Farmers and Food Processors File Lawsuit Against New Massachusetts Livestock Regulations

By Jaclyn Krymowski for Protect The Harvest

Hog farmers and pork processors are collaborating to combat Massachusetts Question 3 (Q3) in U.S. District Court. Q3 was a 2016 ballot initiative implementing the “Prevention of Farm Animal Cruelty Act” and predates California’s Proposition 12 (Prop 12) by two years. It has met stiff resistance from the pork industry.

Like Prop 12, the Massachusetts ballot measure dictates the space for housing egg-laying hens, veal calves, and gestating sows. Meat and eggs from animals raised in non-compliant housing became illegal to sell in Massachusetts when Q3 went into effect. Another similarity to California is the fact that only a small percentage of the pork, eggs, and veal consumed in Massachusetts is produced in the state.

Concerns for food transportation and access

Q3 is complex, as pork raised in non-compliant facilities is allowed to enter the state but cannot be legally sold in Massachusetts. If a truck from another state passes through Massachusetts, it does not violate Q3. However, warehousing and distributing pork products from Massachusetts to other states in the region is problematic under Q3.

National Pork Producers Council’s (NPPC) Chief Legal Strategist Michael Formica explains in a Pork Business article:

“For example, if you had a truck filled with pork that was shipped from North Carolina on Interstate 95, and it never stopped in Massachusetts and went to Maine, that would be okay…”

NPPC also notes that Q3 endangers $2 billion in pork business, according to their estimates, moving through Massachusetts to other New England states.

After Q3 was approved by voters in 2016, then Governor Charlie Baker signed compromise legislation pushing back the effective date to August 15, 2022. Subsequently, on August 11, 2022, the court sanctioned an arrangement to postpone the enforcement for a minimum of 30 days following a decision by the U.S. Supreme Court regarding California Prop 12.

Farmers and food processors take legal action

In August 2023, pork processors and hog farmers filed a lawsuit in the U.S. District Court requesting a preliminary injunction in a motion that was filed earlier in August. The result was a stay on implementing the Act until August 23, 2023.

Parties filing included Triumph Foods, the Allied Producers’ Cooperative, and New Fashion Pork, among others.

Because this caused confusion and complications, actual implementation was temporarily postponed without resolution. The future of Massachusetts pork is uncertain.

Massachusetts farmers made it clear their current housing infrastructure does not, and could not, comply with Q3 requirements, and farms capable of complying do not have adequate hog production volume to meet in-state pork demand.

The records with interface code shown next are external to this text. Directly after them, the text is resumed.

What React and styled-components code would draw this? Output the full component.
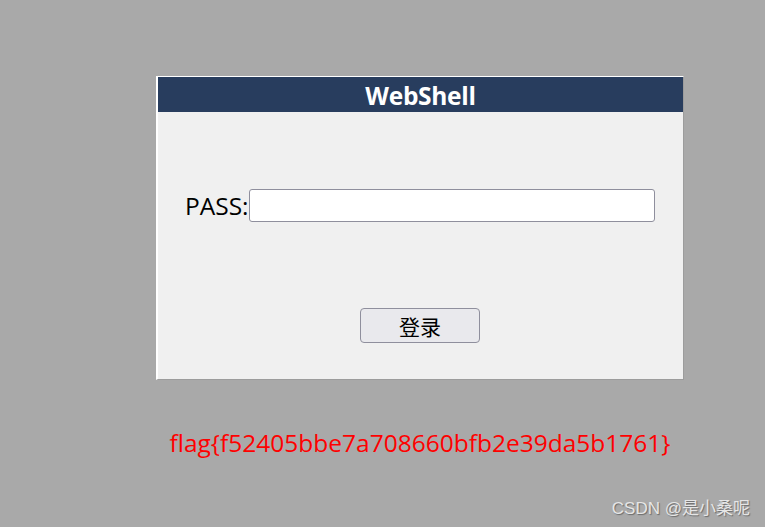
import React from "react";
import styled, { createGlobalStyle } from "styled-components";

const GlobalStyle = createGlobalStyle`
  html, body {
    margin: 0;
    padding: 0;
    background: #a9a9a9;
  }
  body {
    font-family: "Open Sans", "Noto Sans", "Noto Sans CJK SC", sans-serif;
  }
`;

const Page = styled.div`
  position: relative;
  height: 527px;
  overflow: hidden;
  padding: 76px 0 0 156px;
  box-sizing: border-box;
`;

const Column = styled.div`
  width: 528px;
  display: flex;
  flex-direction: column;
`;

const Panel = styled.div`
  height: 304px;
  box-sizing: border-box;
  background: #f0f0f0;
  border-top: 1px solid #ffffff;
  border-left: 2px solid #ffffff;
  border-right: 1px solid #9c9c9c;
  border-bottom: 1px solid #9c9c9c;
  display: flex;
  flex-direction: column;
`;

const Header = styled.div`
  height: 35px;
  background: #283d5e;
  color: #ffffff;
  font-weight: 700;
  font-size: 24.5px;
  display: flex;
  align-items: center;
  justify-content: center;
  letter-spacing: -0.3px;
  padding-top: 1px;
  box-sizing: border-box;
`;

const Row = styled.div`
  display: flex;
  align-items: center;
  padding: 0 28px 0 27px;
  margin-top: 77px;
`;

const Label = styled.label`
  font-size: 24.5px;
  color: #000;
`;

const Input = styled.input`
  flex: 1;
  height: 33px;
  box-sizing: border-box;
  border: 1px solid #8f8f9d;
  border-radius: 3px;
  background: #fff;
  outline: none;
`;

const Actions = styled.div`
  display: flex;
  justify-content: center;
  margin-top: 86px;
  padding-right: 1px;
`;

const Button = styled.button`
  width: 120px;
  height: 35px;
  background: #e9e9ed;
  border: 1px solid #8f8f9d;
  border-radius: 4px;
  font-family: "Noto Sans CJK SC", sans-serif;
  font-size: 21px;
  color: #000;
  padding: 0;
`;

const Flag = styled.div`
  margin-top: 46px;
  text-align: center;
  white-space: nowrap;
  color: #ff0000;
  font-size: 24.5px;
`;

const Watermark = styled.div`
  position: absolute;
  right: 15px;
  bottom: 8px;
  font-family: "Liberation Sans", "Noto Sans CJK SC", sans-serif;
  font-size: 17px;
  color: #e6e6e6;
  text-shadow: 1px 1px 1px #6a6a6a;
`;

export default function App() {
  return (
    <>
      <GlobalStyle />
      <Page>
        <Column>
          <Panel>
            <Header>WebShell</Header>
            <Row>
              <Label>PASS:</Label>
              <Input type="password" />
            </Row>
            <Actions>
              <Button>登录</Button>
            </Actions>
          </Panel>
          <Flag>flag{"{"}f52405bbe7a708660bfb2e39da5b1761{"}"}</Flag>
        </Column>
        <Watermark>CSDN @是小桑呢</Watermark>
      </Page>
    </>
  );
}
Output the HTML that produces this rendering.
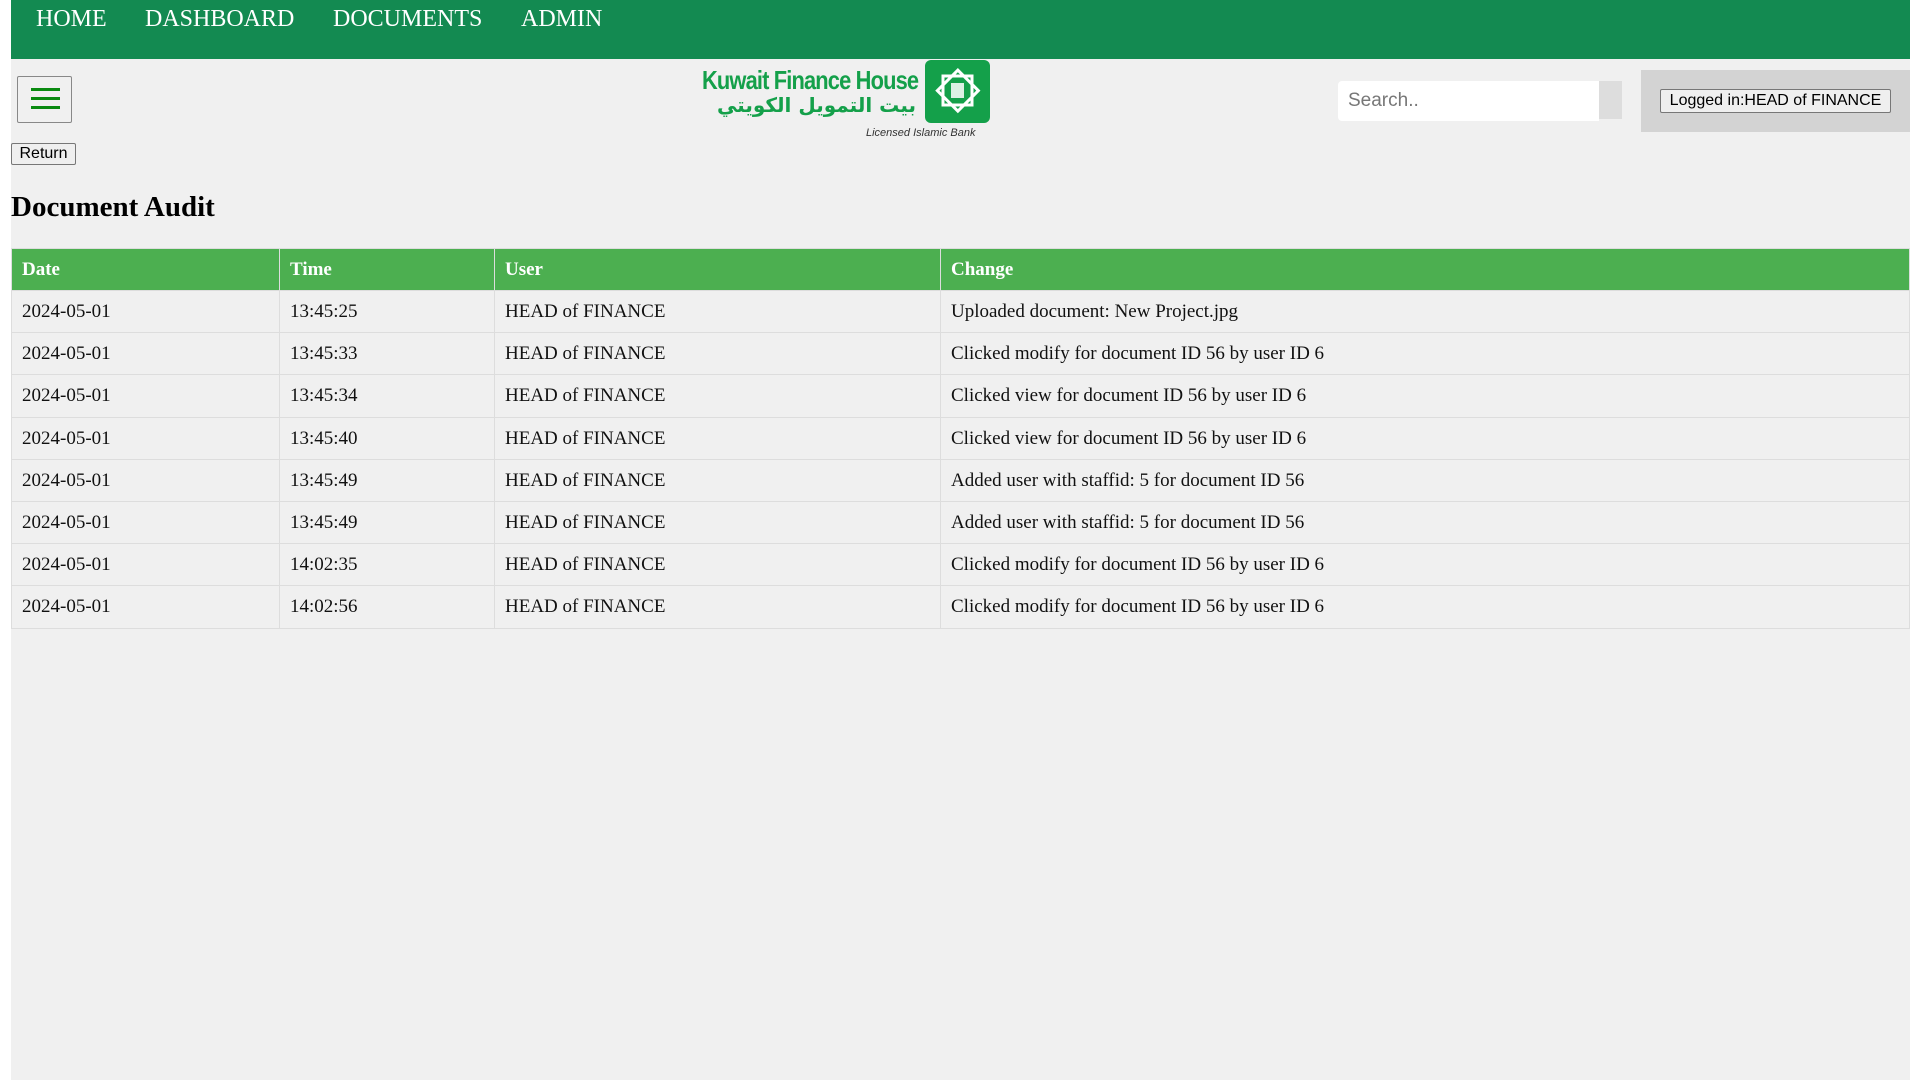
<!DOCTYPE html>
<html><head><meta charset="utf-8"><style>
html,body{margin:0;padding:0;background:#fff;width:1920px;height:1080px;overflow:hidden}
.page{position:absolute;left:11px;top:0;width:1899px;height:1080px;background:#f0f0f0;font-family:"Liberation Serif",serif}
.nav{position:absolute;left:0;top:0;width:1899px;height:59px;background:#138a51}
.nav span{position:absolute;top:6px;color:#fff;font-size:24px;}
.ham{position:absolute;left:6px;top:76px;width:55px;height:47px;border:1px solid #888;border-radius:2px;box-sizing:border-box}
.ham i{position:absolute;left:13px;width:29px;height:3px;background:#0a8a10}
.ret{position:absolute;left:0;top:143px;width:65px;height:22px;border:1px solid #777;border-radius:2px;background:#efefef;box-sizing:border-box;font:16px "Liberation Sans",sans-serif;text-align:center;line-height:20px}
h1{position:absolute;left:0;top:191px;margin:0;font-size:29px;font-weight:bold}
.search{position:absolute;left:1327px;top:81px;width:261px;height:40px;background:#fff;border-radius:4px 0 0 4px;font:19px "Liberation Sans",sans-serif;color:#777;line-height:40px;padding-left:10px;box-sizing:border-box}
.sbtn{position:absolute;left:1588px;top:81px;width:23px;height:38px;background:#ddd}
.logged{position:absolute;left:1630px;top:70px;width:269px;height:62px;background:#d3d3d3}
.logged div{position:absolute;left:19px;top:19px;width:231px;height:24px;border:1px solid #777;border-radius:2px;background:#efefef;box-sizing:border-box;font:16px "Liberation Sans",sans-serif;text-align:center;line-height:22px;white-space:nowrap}
table{position:absolute;left:0;top:248px;width:1899px;border-collapse:collapse;font-size:19px;table-layout:fixed}
th{background:#4caf50;color:#fff;text-align:left;height:40px;padding:1px 10px 0;border:1px solid #ddd;font-size:19px}
td{height:40.2px;padding:1px 10px 0;border:1px solid #ddd;color:#111;white-space:nowrap}
</style></head><body><div class="page">
<div class="nav"><span style="left:25px">HOME</span><span style="left:134px">DASHBOARD</span><span style="left:322px">DOCUMENTS</span><span style="left:510px">ADMIN</span></div>
<div class="ham"><i style="top:11px"></i><i style="top:20px"></i><i style="top:29px"></i></div>
<div style="position:absolute;left:679px;top:60px;width:300px;height:82px">
<div style="position:absolute;left:12px;top:5px;font:bold 26px 'Liberation Sans',sans-serif;color:#14a04a;letter-spacing:-1px;transform:scaleX(0.84);transform-origin:left;white-space:nowrap">Kuwait Finance House</div>
<div style="position:absolute;left:12px;top:33px;width:214px;font:bold 20px 'DejaVu Sans',sans-serif;color:#14a04a;direction:rtl;white-space:nowrap;text-align:right;overflow:hidden">بيت التمويل الكويتي</div>
<div style="position:absolute;left:235px;top:0;width:65px;height:63px;background:#14a04a;border-radius:6px">
<svg width="65" height="63" viewBox="0 0 65 63"><rect x="18" y="16" width="29" height="29" fill="none" stroke="#fff" stroke-width="3" transform="rotate(45 32.5 31)"/><rect x="18" y="16" width="29" height="29" fill="none" stroke="#fff" stroke-width="3"/><rect x="26" y="23" width="13" height="15" fill="#fff" opacity=".85"/></svg></div>
<div style="position:absolute;left:176px;top:67px;font:italic 11px 'Liberation Sans',sans-serif;color:#333;white-space:nowrap">Licensed Islamic Bank</div>
</div>
<div class="search">Search..</div><div class="sbtn"></div>
<div class="logged"><div>Logged in:HEAD of FINANCE</div></div>
<div class="ret">Return</div>
<h1>Document Audit</h1>
<table>
<tr><th style="width:247px">Date</th><th style="width:194px">Time</th><th style="width:425px">User</th><th>Change</th></tr>
<tr><td>2024-05-01</td><td>13:45:25</td><td>HEAD of FINANCE</td><td>Uploaded document: New Project.jpg</td></tr>
<tr><td>2024-05-01</td><td>13:45:33</td><td>HEAD of FINANCE</td><td>Clicked modify for document ID 56 by user ID 6</td></tr>
<tr><td>2024-05-01</td><td>13:45:34</td><td>HEAD of FINANCE</td><td>Clicked view for document ID 56 by user ID 6</td></tr>
<tr><td>2024-05-01</td><td>13:45:40</td><td>HEAD of FINANCE</td><td>Clicked view for document ID 56 by user ID 6</td></tr>
<tr><td>2024-05-01</td><td>13:45:49</td><td>HEAD of FINANCE</td><td>Added user with staffid: 5 for document ID 56</td></tr>
<tr><td>2024-05-01</td><td>13:45:49</td><td>HEAD of FINANCE</td><td>Added user with staffid: 5 for document ID 56</td></tr>
<tr><td>2024-05-01</td><td>14:02:35</td><td>HEAD of FINANCE</td><td>Clicked modify for document ID 56 by user ID 6</td></tr>
<tr><td>2024-05-01</td><td>14:02:56</td><td>HEAD of FINANCE</td><td>Clicked modify for document ID 56 by user ID 6</td></tr>
</table>
</div></body></html>
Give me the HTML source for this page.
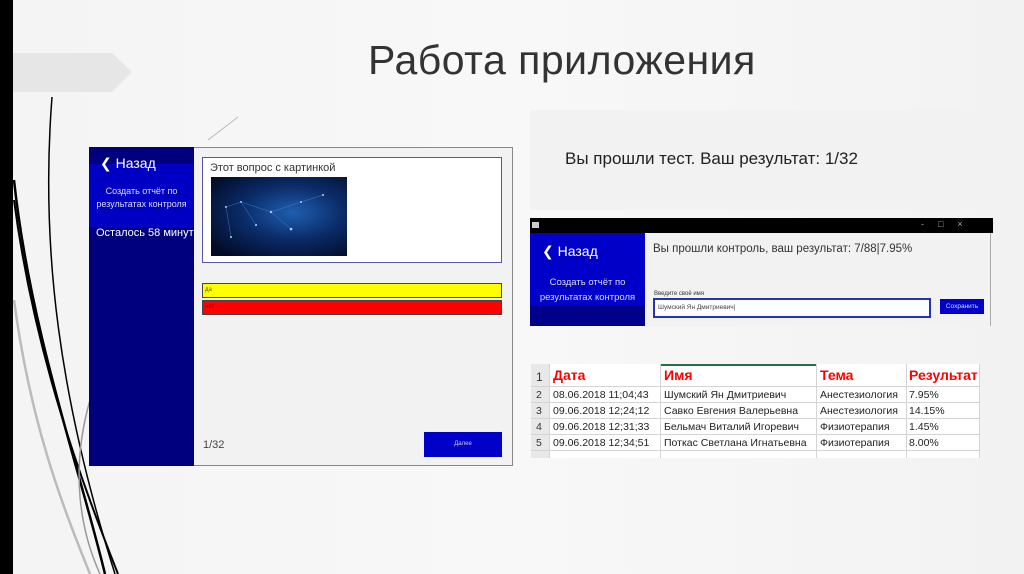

Triumph Foods President and CEO Matthew England declared in Progressive Farmer:

“Due to Triumph’s inability to control sales of pork that it processes and variables such as which Massachusetts customers can accept frozen pork versus fresh whole pork meat, it is unknown how much of the fresh or frozen whole pork meat will ultimately be available to Massachusetts customers after today, Aug. 23, 2023.”

Animal Extremist Retaliation

Animal extremist groups, the same ones who were involved with drafting Q3, sprung into action and filed a motion against a preliminary injunction. The list of usual suspects includes the Humane Society of the United States (HSUS) along with their political arm, the Animal Legal Defense Fund (ALDF), Farm Sanctuary, Compassion in World Farming USA, and a rogue’s gallery of others.

The motion requested that the court deny the preliminary injunction. The animal rights zealots cited that “‘nearly identical requests for preliminary injunctions’ were denied in two challenges to California’s Prop 12, a law ‘substantially’ the same as Question 3,” according to Progressive Farmer.

They further argued that the plaintiff’s claims were insufficient as “they proceed from the same faulty premise – that the U.S. Constitution precludes state laws with upstream practical effects on out-of-state market participants whose products are sold in the regulating state.”

Protect The Harvest supports “A Free and Fed America™” and is closely monitoring this situation. Similar to Prop 12 in California, Q3 seriously threatens food access, affordability, availability, and security in Massachusetts and the region, based on misleading information and rhetoric instead of facts, science, and truth.